Canadian Group Says Adult Content Related to Child Violence

Jeff Berg
KELOWNA, British Columbia — The Canadian Institute for Education on Family released a new study this week that calls for increased government involvement in the adult entertainment industry even though it says there is no causal relationship between viewing adult content and engaging in deviant behavior.

The study, undertaken after a Canberaa, Australia-based hospital reported that cases of “sexually abusive behavior” in children had tripled within the last three years, said that a survey of research found no causal effects between the adult entertainment business and “sexually deviant behavior.” Researchers, however, did say that they found strange correlations between the two and recommended government actions to fix the problem.

Though Joan Irvine, executive director of Adult Sites Against Child Pornography, agrees that adult entertainment is not meant to be viewed by children, she said she disagrees with the assumption that the adult industry should be blamed.

“Adult entertainment is by and for adults,” Irvine told XBiz. “It is not intended to be viewed by children. If children are viewing it, it is the fault of the parents who should be monitoring their children’s Internet activities, just as they should do with their television viewing.”

Irvine also takes issue with the study’s position on pornography and its use as both a tool of arousal by pedophiles and in inducing pedophilic behavior.

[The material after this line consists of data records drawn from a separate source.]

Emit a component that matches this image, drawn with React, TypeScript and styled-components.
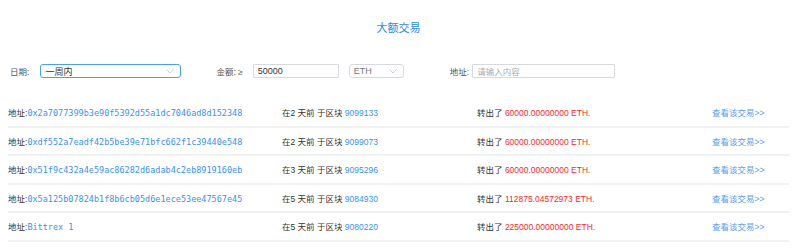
import styled, { createGlobalStyle } from 'styled-components'

const GlobalStyle = createGlobalStyle`
	body {
		margin: 0;
		background: #fff;
		font-family: "Liberation Sans", "Noto Sans CJK SC", sans-serif;
	}
`

const Page = styled.main`
	padding: 20px 11px 0 8px;
`

const Title = styled.h1`
	margin: 0;
	text-align: center;
	font-size: 11px;
	line-height: 16px;
	font-weight: 400;
	color: #2b8ae0;
`

const FilterBar = styled.div`
	display: flex;
	align-items: center;
	height: 14px;
	margin-top: 28px;
	padding-left: 2px;
`

const Label = styled.span<{ $ml?: number }>`
	font-size: 8.5px;
	color: #555;
	margin-left: ${(p) => p.$ml ?? 0}px;
	white-space: nowrap;
`

const Control = styled.div<{ $w: number; $ml: number; $focus?: boolean; $round?: number }>`
	box-sizing: border-box;
	display: flex;
	align-items: center;
	justify-content: space-between;
	width: ${(p) => p.$w}px;
	height: 14px;
	margin-left: ${(p) => p.$ml}px;
	padding: 0 6px 0 4px;
	border: 1px solid ${(p) => (p.$focus ? '#4a9ef5' : '#d6d9de')};
	border-radius: ${(p) => p.$round ?? 3}px;
	font-size: 9px;
	color: #333;
`

const Placeholder = styled.span`
	color: #a8abb2;
	font-size: 8.5px;
`

const Muted = styled.span`
	color: #777;
`

const Chevron = () => (
	<svg width="8" height="5" viewBox="0 0 8 5">
		<polyline points="0.5,0.5 4,4 7.5,0.5" fill="none" stroke="#c0c4cc" strokeWidth="0.8" />
	</svg>
)

const List = styled.div`
	margin-top: 21px;
`

const Row = styled.div`
	display: grid;
	grid-template-columns: 274px 195px 235px 1fr;
	align-items: center;
	height: 26.5px;
	border-bottom: 2px solid #f0f1f3;
	font-size: 8.5px;
	color: #333;
`

const Addr = styled.span`
	font-family: "DejaVu Sans Mono", monospace;
	color: #3d8ff0;
`

const Blue = styled.span`
	color: #3d8ff0;
`

const Red = styled.span`
	color: #f52a2a;
`

const Link = styled.a`
	color: #5a9cf2;
	text-decoration: none;
`

const rows = [
	{ addr: '0x2a7077399b3e90f5392d55a1dc7046ad8d152348', days: 2, block: '9099133', amount: '60000.00000000' },
	{ addr: '0xdf552a7eadf42b5be39e71bfc662f1c39440e548', days: 2, block: '9099073', amount: '60000.00000000' },
	{ addr: '0x51f9c432a4e59ac86282d6adab4c2eb8919160eb', days: 3, block: '9095296', amount: '60000.00000000' },
	{ addr: '0x5a125b07824b1f8b6cb05d6e1ece53ee47567e45', days: 5, block: '9084930', amount: '112875.04572973' },
	{ addr: 'Bittrex 1', days: 5, block: '9080220', amount: '225000.00000000' },
]

const App = () => (
	<Page>
		<GlobalStyle />
		<Title>大额交易</Title>
		<FilterBar>
			<Label>日期:</Label>
			<Control $w={141} $ml={11} $focus>
				<span>一周内</span>
				<Chevron />
			</Control>
			<Label $ml={35}>金额: ≥</Label>
			<Control $w={86} $ml={10} $round={1}>
				<span>50000</span>
			</Control>
			<Control $w={55} $ml={10}>
				<Muted>ETH</Muted>
				<Chevron />
			</Control>
			<Label $ml={46}>地址:</Label>
			<Control $w={143} $ml={3} $round={1}>
				<Placeholder>请输入内容</Placeholder>
			</Control>
		</FilterBar>
		<List>
			{rows.map((r) => (
				<Row key={r.addr}>
					<span>
						地址:<Addr>{r.addr}</Addr>
					</span>
					<span>
						在{r.days} 天前 于区块 <Blue>{r.block}</Blue>
					</span>
					<span>
						转出了 <Red>{r.amount} ETH.</Red>
					</span>
					<Link href="#">查看该交易&gt;&gt;</Link>
				</Row>
			))}
		</List>
	</Page>
)

export default App
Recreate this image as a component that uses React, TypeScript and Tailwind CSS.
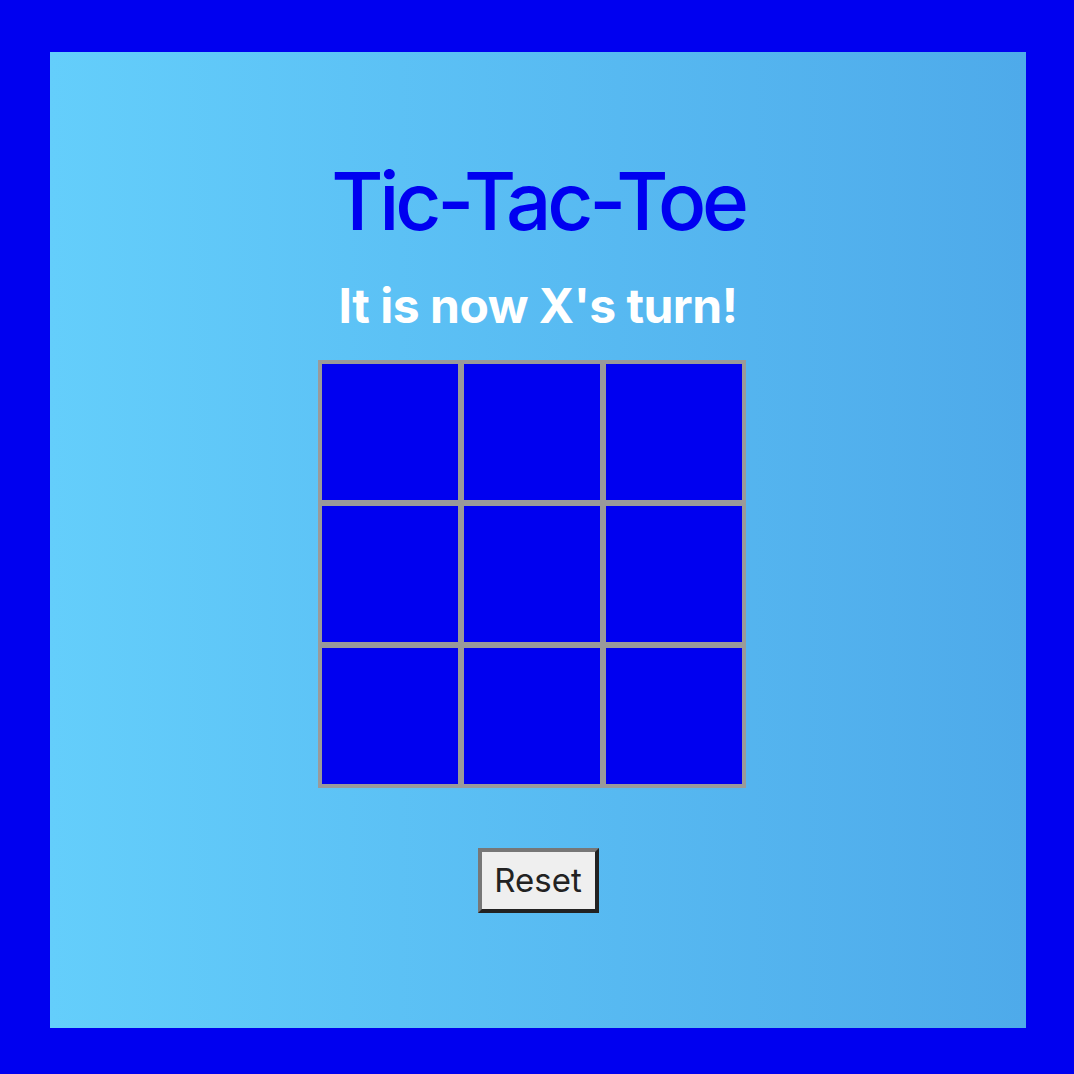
import React, { useState } from 'react';

type Mark = 'X' | 'O' | null;

export default function App() {
    const [cells, setCells] = useState<Mark[]>(Array(9).fill(null));
    const [turn, setTurn] = useState<'X' | 'O'>('X');

    const play = (i: number) => {
        if (cells[i]) return;
        const next = [...cells];
        next[i] = turn;
        setCells(next);
        setTurn(turn === 'X' ? 'O' : 'X');
    };

    const reset = () => {
        setCells(Array(9).fill(null));
        setTurn('X');
    };

    return (
        <div className="min-h-screen bg-[#0000f0] pt-[52px] pl-[50px] font-['Inter',sans-serif]">
            <div className="w-[976px] h-[976px] bg-gradient-to-r from-[#64cefb] to-[#4eaaea] flex flex-col items-center pt-[109px]">
                <h1 className="text-[80px] leading-[80px] font-medium text-[#0000f0] tracking-[-4.2px]">Tic-Tac-Toe</h1>
                <h2 className="mt-[41px] text-[48px] leading-[48px] font-bold text-white tracking-[-0.5px]">It is now {turn}'s turn!</h2>
                <div className="mt-[30px] w-[440px]">
                    <div className="grid grid-cols-[repeat(3,136px)] gap-[6px] p-[4px] bg-[#9a9a9a] w-[428px]">
                        {cells.map((c, i) => (
                            <button
                                key={i}
                                onClick={() => play(i)}
                                className="w-[136px] h-[136px] bg-[#0000f0] text-white text-[64px] font-bold"
                            >
                                {c}
                            </button>
                        ))}
                    </div>
                </div>
                <button
                    onClick={reset}
                    className="mt-[60px] w-[121px] h-[65px] flex items-center justify-center bg-[#efefef] border-4 border-t-[#777777] border-l-[#777777] border-r-[#222222] border-b-[#222222] text-[33px] leading-none text-[#222222]"
                >
                    Reset
                </button>
            </div>
        </div>
    );
}
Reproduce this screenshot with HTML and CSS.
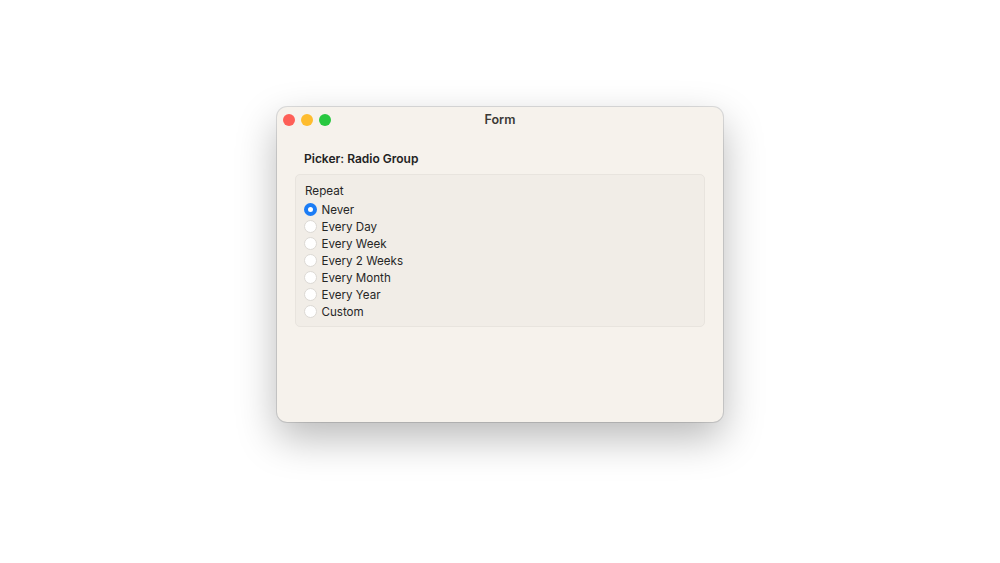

“It’s interesting to note that, contrary to common assumption, at a meeting with law enforcement, an agent stated that they very rarely find adult entertainment images on the computer or in the home of someone arrested for child pornography,” said Irvine. “They only find pictures of children.”

“Pedophiles are very sick individuals who will use any method to sexually abuse children,” Irvine said. “The idea that pedophiles use adult entertainment for arousal prior to abusing children is incorrect.”

Among the research referenced by the study is a 1987 report that found battered women tended to have partners that had significantly more pornography than individuals drawn from a male control group.

Also referenced in the study was a series of research conducted in 1993 that suggests children already predisposed to aggression may have a higher risk of engaging in aggressive behavior after being exposed to adult material.

The tone of the study is consistent with what adult entertainment attorney Greg Piccionelli suggested during the legal seminar at last weekend’s Webmaster Access convention in Santa Monica.

“The adult industry is going to be increasingly attacked as physically and psychologically harmful,” said Piccionelli during the seminar.

The Canadian study comes less than a week after Congress heard testimony that compared adult content with heroin.

Sen. Sam Brownback, chairman of the Commerce subcommittee on science, said he even has middle-aged male friends that limit their time in hotel rooms in order to avoid the temptation of adult pay-per-view movies.